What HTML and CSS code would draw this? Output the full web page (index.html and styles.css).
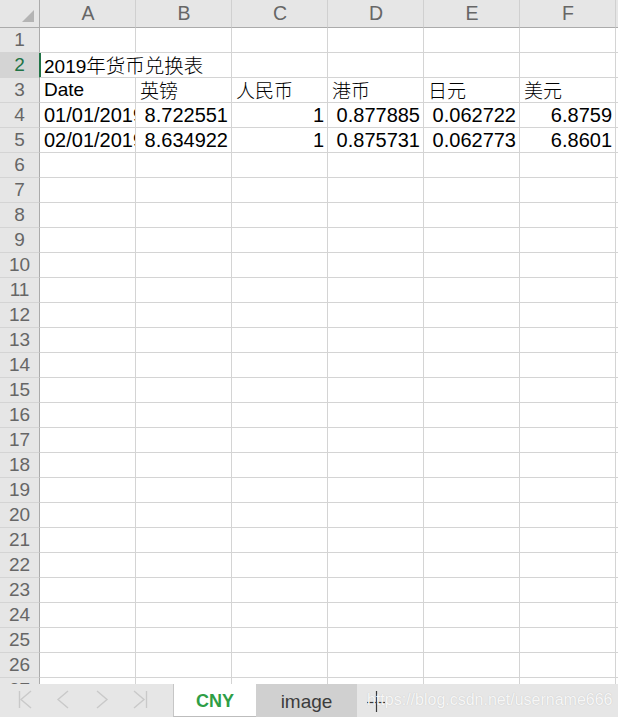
FILE: index.html
```html
<!DOCTYPE html>
<html lang="zh">
<head>
<meta charset="utf-8">
<title>CNY</title>
<link rel="stylesheet" href="styles.css">
</head>
<body>
<div class="app">
  <div class="sheet">
    <div class="row head">
      <div class="corner"><svg width="12" height="12" viewBox="0 0 12 12"><polygon points="12,0 12,12 0,12" fill="#b4b4b4"/></svg></div>
      <b>A</b><b>B</b><b>C</b><b>D</b><b>E</b><b>F</b><b>G</b>
    </div>
    <div class="row"><div class="rh">1</div><i></i><i></i><i></i><i></i><i></i><i></i><i></i></div>
    <div class="row"><div class="rh sel">2</div><i class="title">2019<span class="cjk">年货币兑换表</span></i><i></i><i></i><i></i><i></i><i></i></div>
    <div class="row"><div class="rh">3</div><i>Date</i><i class="cjk">英镑</i><i class="cjk">人民币</i><i class="cjk">港币</i><i class="cjk">日元</i><i class="cjk">美元</i><i></i></div>
    <div class="row"><div class="rh">4</div><i class="date">01/01/2019</i><i class="num">8.722551</i><i class="num">1</i><i class="num">0.877885</i><i class="num">0.062722</i><i class="num">6.8759</i><i></i></div>
    <div class="row"><div class="rh">5</div><i class="date">02/01/2019</i><i class="num">8.634922</i><i class="num">1</i><i class="num">0.875731</i><i class="num">0.062773</i><i class="num">6.8601</i><i></i></div>
    <div class="row"><div class="rh">6</div><i></i><i></i><i></i><i></i><i></i><i></i><i></i></div>
    <div class="row"><div class="rh">7</div><i></i><i></i><i></i><i></i><i></i><i></i><i></i></div>
    <div class="row"><div class="rh">8</div><i></i><i></i><i></i><i></i><i></i><i></i><i></i></div>
    <div class="row"><div class="rh">9</div><i></i><i></i><i></i><i></i><i></i><i></i><i></i></div>
    <div class="row"><div class="rh">10</div><i></i><i></i><i></i><i></i><i></i><i></i><i></i></div>
    <div class="row"><div class="rh">11</div><i></i><i></i><i></i><i></i><i></i><i></i><i></i></div>
    <div class="row"><div class="rh">12</div><i></i><i></i><i></i><i></i><i></i><i></i><i></i></div>
    <div class="row"><div class="rh">13</div><i></i><i></i><i></i><i></i><i></i><i></i><i></i></div>
    <div class="row"><div class="rh">14</div><i></i><i></i><i></i><i></i><i></i><i></i><i></i></div>
    <div class="row"><div class="rh">15</div><i></i><i></i><i></i><i></i><i></i><i></i><i></i></div>
    <div class="row"><div class="rh">16</div><i></i><i></i><i></i><i></i><i></i><i></i><i></i></div>
    <div class="row"><div class="rh">17</div><i></i><i></i><i></i><i></i><i></i><i></i><i></i></div>
    <div class="row"><div class="rh">18</div><i></i><i></i><i></i><i></i><i></i><i></i><i></i></div>
    <div class="row"><div class="rh">19</div><i></i><i></i><i></i><i></i><i></i><i></i><i></i></div>
    <div class="row"><div class="rh">20</div><i></i><i></i><i></i><i></i><i></i><i></i><i></i></div>
    <div class="row"><div class="rh">21</div><i></i><i></i><i></i><i></i><i></i><i></i><i></i></div>
    <div class="row"><div class="rh">22</div><i></i><i></i><i></i><i></i><i></i><i></i><i></i></div>
    <div class="row"><div class="rh">23</div><i></i><i></i><i></i><i></i><i></i><i></i><i></i></div>
    <div class="row"><div class="rh">24</div><i></i><i></i><i></i><i></i><i></i><i></i><i></i></div>
    <div class="row"><div class="rh">25</div><i></i><i></i><i></i><i></i><i></i><i></i><i></i></div>
    <div class="row"><div class="rh">26</div><i></i><i></i><i></i><i></i><i></i><i></i><i></i></div>
    <div class="row"><div class="rh">27</div><i></i><i></i><i></i><i></i><i></i><i></i><i></i></div>
  </div>
  <div class="tabbar">
    <div class="nav">
      <svg width="173" height="33" viewBox="0 0 173 33" fill="none" stroke="#c9c9c9" stroke-width="1.4">
        <path d="M19.5 7v17"/>
        <path d="M31 7l-10 8.5L31 24"/>
        <path d="M68 7l-10 8.5L68 24"/>
        <path d="M97 7l10 8.5L97 24"/>
        <path d="M134 7l10 8.5L134 24"/>
        <path d="M146.5 7v17"/>
      </svg>
    </div>
    <div class="tab active">CNY</div>
    <div class="tab">image</div>
    <div class="rest">
      <svg class="plus" width="18" height="21" viewBox="0 0 18 21" fill="none" stroke="#3a3a3a" stroke-width="1.2">
        <path d="M0 11.5h18"/>
        <path d="M9.5 0v21"/>
      </svg>
      <span class="mark">https://blog.csdn.net/username666</span>
    </div>
  </div>
</div>
</body>
</html>
```

FILE: styles.css
```css
html, body {
  margin: 0;
  padding: 0;
  background: #ffffff;
}
.app {
  width: 618px;
  height: 717px;
  overflow: hidden;
  display: flex;
  flex-direction: column;
  font-family: "Liberation Sans", Arial, "Noto Sans CJK SC", sans-serif;
}
.sheet {
  height: 684px;
  overflow: hidden;
  flex: none;
}
.row {
  display: grid;
  grid-template-columns: 40px repeat(7, 96px);
  grid-auto-rows: 25px;
  width: 712px;
}
.row > i, .row > b {
  font-style: normal;
  box-sizing: border-box;
  border-right: 1px solid #d4d4d4;
  border-bottom: 1px solid #d4d4d4;
  font-size: 19px;
  line-height: 24px;
  white-space: nowrap;
  overflow: hidden;
  color: #000;
  padding: 0 3px 0 4px;
}
.row > i.num,
.row > i.date {
  font-size: 20px;
}
.row > i.num {
  text-align: right;
}
.row > i.title {
  grid-column: span 2;
  box-shadow: inset 1px 0 0 #217346;
  overflow: visible;
}
.row > i.cjk {
  overflow: visible;
}
.cjk {
  font-family: "Noto Sans CJK SC", sans-serif;
  font-weight: 300;
  font-size: 19.5px;
}
.rh {
  box-sizing: border-box;
  background: #e6e6e6;
  border-right: 1px solid #ababab;
  border-bottom: 1px solid #d4d4d4;
  color: #666666;
  font-size: 19px;
  line-height: 24px;
  text-align: center;
}
.rh.sel {
  background: #d4d4d4;
  color: #217346;
  border-right-color: #217346;
}
.head {
  grid-auto-rows: 28px;
}
.head > b {
  font-weight: normal;
  background: #e6e6e6;
  color: #666666;
  text-align: center;
  line-height: 27px;
  font-size: 19.5px;
  border-bottom-color: #ababab;
  border-right-color: #d0d0d0;
}
.corner {
  box-sizing: border-box;
  background: #e6e6e6;
  border-right: 1px solid #ababab;
  border-bottom: 1px solid #ababab;
  display: flex;
  justify-content: flex-end;
  align-items: flex-end;
  padding: 0 5px 5px 0;
}
.corner svg {
  display: block;
}
.tabbar {
  height: 33px;
  flex: none;
  display: flex;
  background: #e6e6e6;
}
.nav {
  width: 173px;
  flex: none;
}
.nav svg {
  display: block;
}
.tab {
  box-sizing: border-box;
  height: 33px;
  flex: none;
  display: flex;
  align-items: center;
  justify-content: center;
  font-size: 19px;
  color: #3c3c3c;
  background: #d0d0d0;
  width: 101px;
  padding-top: 2px;
}
.tab.active {
  width: 83px;
  background: #ffffff;
  border-left: 1px solid #c6c6c6;
  border-bottom: 1px solid #bdbdbd;
  color: #2f9e46;
  font-weight: bold;
  font-size: 18px;
}
.rest {
  position: relative;
  flex: 1;
  display: flex;
  align-items: center;
  padding-left: 10px;
}
.plus {
  display: block;
  margin-top: 2px;
}
.mark {
  position: absolute;
  left: 10px;
  top: 6px;
  font-size: 16px;
  line-height: 20px;
  color: #f7f7f7;
  text-shadow: 0 0 1px rgba(120, 120, 120, 0.35);
  white-space: nowrap;
}
```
________________________
→ Given instruction
Across the data above, how many lines include the word "index"? Give only the count.

→ Full answer
2